§ GOAL
Exclude the pictures and return every line exactly as written.

§ MATERIAL PROVIDED

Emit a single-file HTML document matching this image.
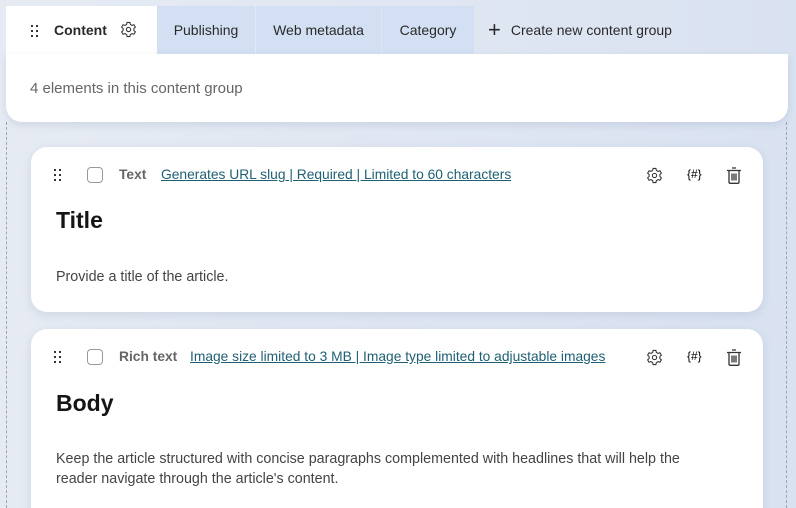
<!DOCTYPE html><html><head><style>
html,body{margin:0;width:796px;height:508px;overflow:hidden}
body{background:linear-gradient(90deg,#e6ebf3,#dfe6f2 60%,#d9e2f1);font-family:"Liberation Sans",sans-serif;position:relative}
.a{position:absolute}
.tab{position:absolute;top:6px;height:48px;background:#d3dff2;font-size:14px;color:#2a2a2a;display:flex;align-items:center;justify-content:center}
.dash{position:absolute;top:122px;bottom:0;border-left:1px dashed #9aa6b8}
.card{position:absolute;left:31px;width:732px;background:#fff;border-radius:16px;box-shadow:0 3px 10px rgba(80,100,140,.15)}
.hdr{position:absolute;top:20px;left:0;right:0;height:16px;font-size:13.8px}
.cb{position:absolute;left:56px;width:14px;height:14px;border:1px solid #999;border-radius:4px}
.lnk{color:#1f5f73;text-decoration:underline}
h2{position:absolute;left:25px;margin:0;font-size:23px;font-weight:bold;color:#151515}
.d{position:absolute;left:25px;font-size:14.3px;color:#444;line-height:20px}
</style></head><body>
<div class="dash" style="left:6px"></div><div class="dash" style="left:786px"></div>
<div class="tab" style="left:6px;width:151px;background:#fff;font-weight:bold;justify-content:flex-start">
<svg class="a" style="left:24px;top:18px" width="10" height="14"><g fill="#333"><rect x="1" y="1" width="2" height="2"/><rect x="6" y="1" width="2" height="2"/><rect x="1" y="6" width="2" height="2"/><rect x="6" y="6" width="2" height="2"/><rect x="1" y="11" width="2" height="2"/><rect x="6" y="11" width="2" height="2"/></g></svg>
<span class="a" style="left:48px">Content</span>
<svg class="a" style="left:114px;top:15px" width="17" height="17" viewBox="0 0 24 24" fill="none" stroke="#333" stroke-width="1.5"><circle cx="12" cy="12" r="3"/><path d="M10 2h4l.6 2.8 2.4 1.4 2.7-.9 2 3.4-2.1 1.9v2.8l2.1 1.9-2 3.4-2.7-.9-2.4 1.4L14 22h-4l-.6-2.8-2.4-1.4-2.7.9-2-3.4 2.1-1.9v-2.8L2.3 8.7l2-3.4 2.7.9 2.4-1.4z"/></svg></div>
<div class="tab" style="left:157px;width:98px">Publishing</div>
<div class="tab" style="left:256px;width:125px">Web metadata</div>
<div class="tab" style="left:382px;width:92px">Category</div>
<div class="tab" style="left:474px;width:220px;background:none;justify-content:flex-start"><span style="font-size:22px;margin:0 10px 0 14px;font-weight:300">+</span>Create new content group</div>
<div class="a" style="left:6px;top:54px;width:782px;height:68px;background:#fff;border-radius:0 0 16px 16px;box-shadow:0 3px 8px rgba(80,100,140,.15)"><span class="a" style="left:24px;top:26px;font-size:15px;color:#666">4 elements in this content group</span></div>

<div class="card" style="top:147px;height:165px">
<div class="hdr">
<svg class="a" style="left:22px;top:1px" width="10" height="14"><g fill="#333"><rect x="1" y="1" width="2" height="2"/><rect x="6" y="1" width="2" height="2"/><rect x="1" y="6" width="2" height="2"/><rect x="6" y="6" width="2" height="2"/><rect x="1" y="11" width="2" height="2"/><rect x="6" y="11" width="2" height="2"/></g></svg>
<div class="cb" style="top:0"></div>
<span class="a" style="left:88px;color:#666;font-weight:bold">Text</span>
<span class="a lnk" style="left:130px">Generates URL slug | Required | Limited to 60 characters</span>
<svg class="a" style="left:615px;top:0" width="17" height="17" viewBox="0 0 24 24" fill="none" stroke="#333" stroke-width="1.5"><circle cx="12" cy="12" r="3"/><path d="M10 2h4l.6 2.8 2.4 1.4 2.7-.9 2 3.4-2.1 1.9v2.8l2.1 1.9-2 3.4-2.7-.9-2.4 1.4L14 22h-4l-.6-2.8-2.4-1.4-2.7.9-2-3.4 2.1-1.9v-2.8L2.3 8.7l2-3.4 2.7.9 2.4-1.4z"/></svg>
<span class="a" style="left:656px;top:0;font-size:12px">{#}</span>
<svg class="a" style="left:695px;top:0" width="16" height="17" viewBox="0 0 16 17" fill="none" stroke="#333" stroke-width="1.3"><path d="M6 1h4M1 3.5h14M3 3.5v11.5c0 .8.5 1.3 1.3 1.3h7.4c.8 0 1.3-.5 1.3-1.3V3.5M6 6.5v7M8 6.5v7M10 6.5v7"/></svg>
</div>
<h2 style="top:60px">Title</h2>
<div class="d" style="top:120px">Provide a title of the article.</div></div>

<div class="card" style="top:329px;height:200px">
<div class="hdr">
<svg class="a" style="left:22px;top:1px" width="10" height="14"><g fill="#333"><rect x="1" y="1" width="2" height="2"/><rect x="6" y="1" width="2" height="2"/><rect x="1" y="6" width="2" height="2"/><rect x="6" y="6" width="2" height="2"/><rect x="1" y="11" width="2" height="2"/><rect x="6" y="11" width="2" height="2"/></g></svg>
<div class="cb" style="top:0"></div>
<span class="a" style="left:88px;color:#666;font-weight:bold">Rich text</span>
<span class="a lnk" style="left:159px">Image size limited to 3 MB | Image type limited to adjustable images</span>
<svg class="a" style="left:615px;top:0" width="17" height="17" viewBox="0 0 24 24" fill="none" stroke="#333" stroke-width="1.5"><circle cx="12" cy="12" r="3"/><path d="M10 2h4l.6 2.8 2.4 1.4 2.7-.9 2 3.4-2.1 1.9v2.8l2.1 1.9-2 3.4-2.7-.9-2.4 1.4L14 22h-4l-.6-2.8-2.4-1.4-2.7.9-2-3.4 2.1-1.9v-2.8L2.3 8.7l2-3.4 2.7.9 2.4-1.4z"/></svg>
<span class="a" style="left:656px;top:0;font-size:12px">{#}</span>
<svg class="a" style="left:695px;top:0" width="16" height="17" viewBox="0 0 16 17" fill="none" stroke="#333" stroke-width="1.3"><path d="M6 1h4M1 3.5h14M3 3.5v11.5c0 .8.5 1.3 1.3 1.3h7.4c.8 0 1.3-.5 1.3-1.3V3.5M6 6.5v7M8 6.5v7M10 6.5v7"/></svg>
</div>
<h2 style="top:61px">Body</h2>
<div class="d" style="top:120px;width:662px">Keep the article structured with concise paragraphs complemented with headlines that will help the reader navigate through the article's content.</div></div>
</body></html>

§ RESPONSE
Emit a single-file HTML document matching this image.
<!DOCTYPE html><html><head><style>
html,body{margin:0;width:796px;height:508px;overflow:hidden}
body{background:linear-gradient(90deg,#e6ebf3,#dfe6f2 60%,#d9e2f1);font-family:"Liberation Sans",sans-serif;position:relative}
.a{position:absolute}
.tab{position:absolute;top:6px;height:48px;background:#d3dff2;font-size:14px;color:#2a2a2a;display:flex;align-items:center;justify-content:center}
.dash{position:absolute;top:122px;bottom:0;border-left:1px dashed #9aa6b8}
.card{position:absolute;left:31px;width:732px;background:#fff;border-radius:16px;box-shadow:0 3px 10px rgba(80,100,140,.15)}
.hdr{position:absolute;top:20px;left:0;right:0;height:16px;font-size:13.8px}
.cb{position:absolute;left:56px;width:14px;height:14px;border:1px solid #999;border-radius:4px}
.lnk{color:#1f5f73;text-decoration:underline}
h2{position:absolute;left:25px;margin:0;font-size:23px;font-weight:bold;color:#151515}
.d{position:absolute;left:25px;font-size:14.3px;color:#444;line-height:20px}
</style></head><body>
<div class="dash" style="left:6px"></div><div class="dash" style="left:786px"></div>
<div class="tab" style="left:6px;width:151px;background:#fff;font-weight:bold;justify-content:flex-start">
<svg class="a" style="left:24px;top:18px" width="10" height="14"><g fill="#333"><rect x="1" y="1" width="2" height="2"/><rect x="6" y="1" width="2" height="2"/><rect x="1" y="6" width="2" height="2"/><rect x="6" y="6" width="2" height="2"/><rect x="1" y="11" width="2" height="2"/><rect x="6" y="11" width="2" height="2"/></g></svg>
<span class="a" style="left:48px">Content</span>
<svg class="a" style="left:114px;top:15px" width="17" height="17" viewBox="0 0 24 24" fill="none" stroke="#333" stroke-width="1.5"><circle cx="12" cy="12" r="3"/><path d="M10 2h4l.6 2.8 2.4 1.4 2.7-.9 2 3.4-2.1 1.9v2.8l2.1 1.9-2 3.4-2.7-.9-2.4 1.4L14 22h-4l-.6-2.8-2.4-1.4-2.7.9-2-3.4 2.1-1.9v-2.8L2.3 8.7l2-3.4 2.7.9 2.4-1.4z"/></svg></div>
<div class="tab" style="left:157px;width:98px">Publishing</div>
<div class="tab" style="left:256px;width:125px">Web metadata</div>
<div class="tab" style="left:382px;width:92px">Category</div>
<div class="tab" style="left:474px;width:220px;background:none;justify-content:flex-start"><span style="font-size:22px;margin:0 10px 0 14px;font-weight:300">+</span>Create new content group</div>
<div class="a" style="left:6px;top:54px;width:782px;height:68px;background:#fff;border-radius:0 0 16px 16px;box-shadow:0 3px 8px rgba(80,100,140,.15)"><span class="a" style="left:24px;top:26px;font-size:15px;color:#666">4 elements in this content group</span></div>

<div class="card" style="top:147px;height:165px">
<div class="hdr">
<svg class="a" style="left:22px;top:1px" width="10" height="14"><g fill="#333"><rect x="1" y="1" width="2" height="2"/><rect x="6" y="1" width="2" height="2"/><rect x="1" y="6" width="2" height="2"/><rect x="6" y="6" width="2" height="2"/><rect x="1" y="11" width="2" height="2"/><rect x="6" y="11" width="2" height="2"/></g></svg>
<div class="cb" style="top:0"></div>
<span class="a" style="left:88px;color:#666;font-weight:bold">Text</span>
<span class="a lnk" style="left:130px">Generates URL slug | Required | Limited to 60 characters</span>
<svg class="a" style="left:615px;top:0" width="17" height="17" viewBox="0 0 24 24" fill="none" stroke="#333" stroke-width="1.5"><circle cx="12" cy="12" r="3"/><path d="M10 2h4l.6 2.8 2.4 1.4 2.7-.9 2 3.4-2.1 1.9v2.8l2.1 1.9-2 3.4-2.7-.9-2.4 1.4L14 22h-4l-.6-2.8-2.4-1.4-2.7.9-2-3.4 2.1-1.9v-2.8L2.3 8.7l2-3.4 2.7.9 2.4-1.4z"/></svg>
<span class="a" style="left:656px;top:0;font-size:12px">{#}</span>
<svg class="a" style="left:695px;top:0" width="16" height="17" viewBox="0 0 16 17" fill="none" stroke="#333" stroke-width="1.3"><path d="M6 1h4M1 3.5h14M3 3.5v11.5c0 .8.5 1.3 1.3 1.3h7.4c.8 0 1.3-.5 1.3-1.3V3.5M6 6.5v7M8 6.5v7M10 6.5v7"/></svg>
</div>
<h2 style="top:60px">Title</h2>
<div class="d" style="top:120px">Provide a title of the article.</div></div>

<div class="card" style="top:329px;height:200px">
<div class="hdr">
<svg class="a" style="left:22px;top:1px" width="10" height="14"><g fill="#333"><rect x="1" y="1" width="2" height="2"/><rect x="6" y="1" width="2" height="2"/><rect x="1" y="6" width="2" height="2"/><rect x="6" y="6" width="2" height="2"/><rect x="1" y="11" width="2" height="2"/><rect x="6" y="11" width="2" height="2"/></g></svg>
<div class="cb" style="top:0"></div>
<span class="a" style="left:88px;color:#666;font-weight:bold">Rich text</span>
<span class="a lnk" style="left:159px">Image size limited to 3 MB | Image type limited to adjustable images</span>
<svg class="a" style="left:615px;top:0" width="17" height="17" viewBox="0 0 24 24" fill="none" stroke="#333" stroke-width="1.5"><circle cx="12" cy="12" r="3"/><path d="M10 2h4l.6 2.8 2.4 1.4 2.7-.9 2 3.4-2.1 1.9v2.8l2.1 1.9-2 3.4-2.7-.9-2.4 1.4L14 22h-4l-.6-2.8-2.4-1.4-2.7.9-2-3.4 2.1-1.9v-2.8L2.3 8.7l2-3.4 2.7.9 2.4-1.4z"/></svg>
<span class="a" style="left:656px;top:0;font-size:12px">{#}</span>
<svg class="a" style="left:695px;top:0" width="16" height="17" viewBox="0 0 16 17" fill="none" stroke="#333" stroke-width="1.3"><path d="M6 1h4M1 3.5h14M3 3.5v11.5c0 .8.5 1.3 1.3 1.3h7.4c.8 0 1.3-.5 1.3-1.3V3.5M6 6.5v7M8 6.5v7M10 6.5v7"/></svg>
</div>
<h2 style="top:61px">Body</h2>
<div class="d" style="top:120px;width:662px">Keep the article structured with concise paragraphs complemented with headlines that will help the reader navigate through the article's content.</div></div>
</body></html>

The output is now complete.